No todo se puede atribuir a fracasos de gobiernos. Desde hace tiempo se han cuestionado las pretendidas bondades del progreso, distorsionadas por la desigualdad social prevaleciente y por las limitaciones inherentes a las supuestas soluciones para nuestros problemas: tecnologías contaminantes y modelos económicos injustos.
Después del entusiasmo que el maquinismo despertó en Filippo Marinetti (1876-1944) y quienes vivieron el nacimiento del siglo XX, de los versos que Guillaume Apollinaire (1880-1918) compuso a los cañonazos y bombardeos de la primera gran guerra y de otras expresiones artísticas embelesadas con las posibilidades de la modernidad, la segunda guerra dejó en el Viejo Mundo una devastación que María Zambrano (1904-1991) aborda en las conferencias que integran La agonía de Europa. Hay muchos más ejemplos desde otras posturas ideológicas, como las del existencialismo francés, derrotero de la crisis que destrozó aquellos espíritus.
En los ensayos de Apocalipsis (1932), D. H. Lawrence (1885-1930) critica el empobrecimiento antropológico que la civilización occidental ha producido, al reducir nuestra visión del mundo a formulismos científicos. Desde entonces, él y otros autores desencantados de la modernidad denunciaban el empobrecimiento antropológico ocasionado por la secularización de nuestra existencia, a lo que atribuye buena parte de la infelicidad generalizada por no ofrecer más que máquinas y pérdida de la fe religiosa. Y produce deudas, pues se trata de convertirnos en consumidores; y artefactos desechables, porque si no luego que venden los señores del negocio.
En nuestras latitudes no podemos ignorar la “Declaración de odio”, en Los hombres del alba (1944), de Efraín Huerta (1914-1982). El poema se dirige a la ciudad; el odio, a los burgueses vulgares y tristes, a las “chicas de aire”, a las “juventudes ice cream rellenas de basura”, a los “desenfrenados maricones”. Un “odio perfeccionado a fuerza de sentirte cada día más inmensa”. Sentía orgullo y alegría por su masculinidad.

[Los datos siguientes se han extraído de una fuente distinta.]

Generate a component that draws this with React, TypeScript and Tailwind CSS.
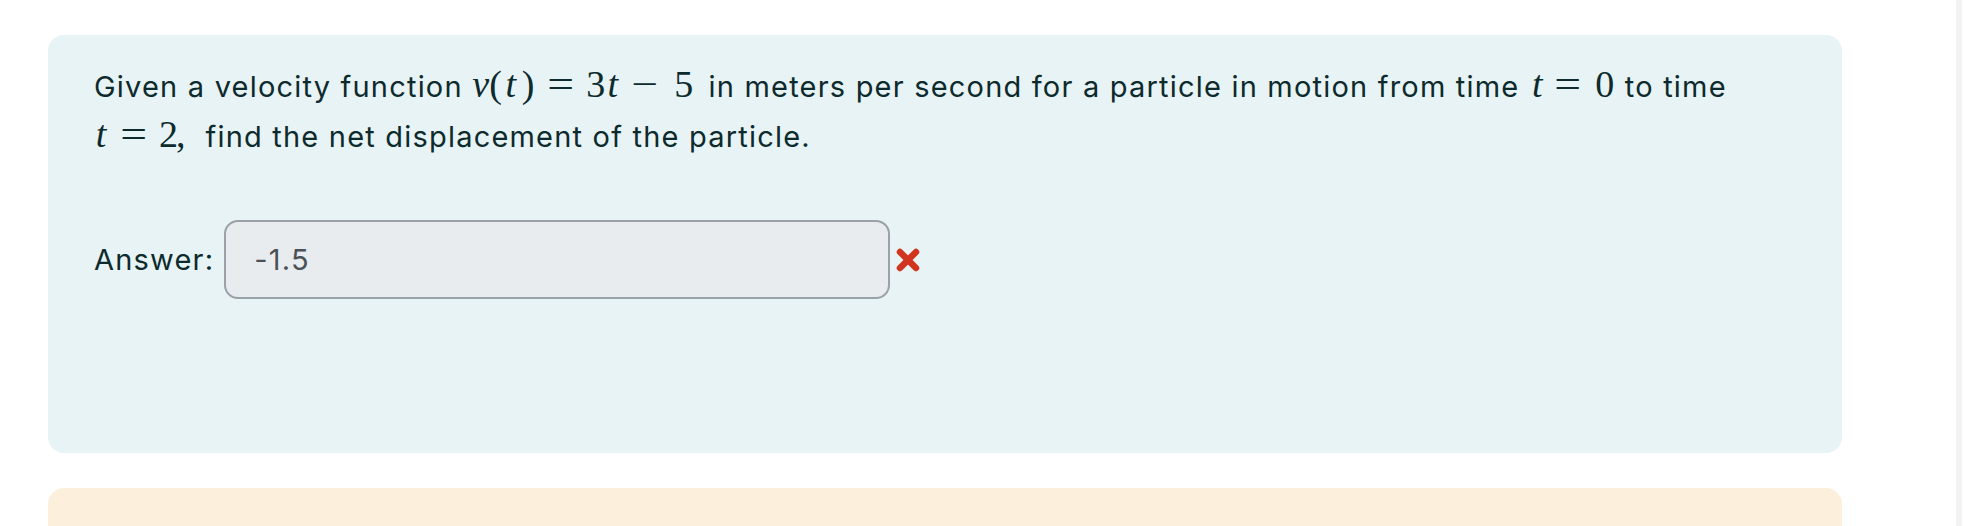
import React from "react";

const serif = { fontFamily: '"Liberation Serif", "DejaVu Serif", serif' };

const G = ({ w, i, children }: { w: string; i?: boolean; children: React.ReactNode }) => (
  <span
    className={(i ? "italic " : "not-italic ") + "inline-block text-center " + w}
    style={serif}
  >
    {children}
  </span>
);

const Op = ({ w, children }: { w: string; children: React.ReactNode }) => (
  <span className={"inline-block text-center not-italic " + w} style={serif}>
    <span className="inline-block scale-x-125">{children}</span>
  </span>
);

export default function App() {
  return (
    <div className="flex min-h-screen w-full bg-white">
      <div className="flex-1 pl-[48px] pt-[35px]">
        <div className="w-[1794px]">
          <div className="h-[418px] rounded-2xl bg-[#e7f3f5] px-[46px] pt-[25px] text-[29px] leading-[47px] tracking-[1.2px] text-[#0d2a2d] font-['Inter','Liberation_Sans',sans-serif]">
            <p>
              Given a velocity function{" "}
              <span className="text-[38px] tracking-normal">
                <G w="w-[17px]" i>v</G>
                <G w="w-[11px]">(</G>
                <G w="w-[21px]" i>t</G>
                <G w="w-[14px]">)</G>
                <Op w="w-[51px]">=</Op>
                <G w="w-[17px]">3</G>
                <G w="w-[19px]" i>t</G>
                <Op w="w-[46px]">{"\u2212"}</Op>
                <G w="w-[31px]">5</G>
              </span>{" "}
              in meters per second for a particle in motion from time{" "}
              <span className="text-[38px] tracking-normal">
                <G w="w-[17px]" i>t</G>
                <Op w="w-[43px]">=</Op>
                <G w="w-[32px]">0</G>
              </span>
              <span className="ml-[4px]">to time</span>
              <br />
              <span className="text-[38px] tracking-normal">
                <G w="w-[14px]" i>t</G>
                <Op w="w-[51px]">=</Op>
                <G w="w-[17px]">2</G>
                <span style={serif}>,</span>
              </span>
              <span className="inline-block w-[20px]" />
              find the net displacement of the particle.
            </p>
            <div className="mt-[60px] flex items-center">
              <span className="mr-[10px]">Answer:</span>
              <div className="flex h-[79px] w-[666px] items-center rounded-[14px] border-2 border-[#9aa1a9] bg-[#e8ecef] px-[28px] text-[#4b5157]">
                -1.5
              </div>
              <svg className="ml-[5px]" width="26" height="26" viewBox="0 0 26 26">
                <path d="M5 5 L21 21 M21 5 L5 21" stroke="#d1341f" strokeWidth="6.5" strokeLinecap="round" />
              </svg>
            </div>
          </div>
          <div className="mt-[35px] h-[60px] rounded-t-2xl bg-[#fcefdc]" />
        </div>
      </div>
      <div className="w-[6px] bg-[#f3f3f3]" />
      <div className="w-[6px] bg-white" />
    </div>
  );
}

El poema termina invocando la alegría y la risa con palabras vigentes, dando voz a “…quienes hoy te odian/ para amarte mañana cuando el alba sea alba/ y no río de insultos, y no río de fatigas,/ y no una puerta falsa para huir de rodillas.” Invitándonos a convertir el odio en su contrario desde ahora.
En efecto, existe lo contrario, aunque no siempre acapara la opinión pública. Porque encierra mayores dificultades. Muchas veces no solo como mero sentimiento, sino unidas a acciones que permiten tener esperanzas. Manifestado en expresiones artísticas que justifican la resistencia al odio.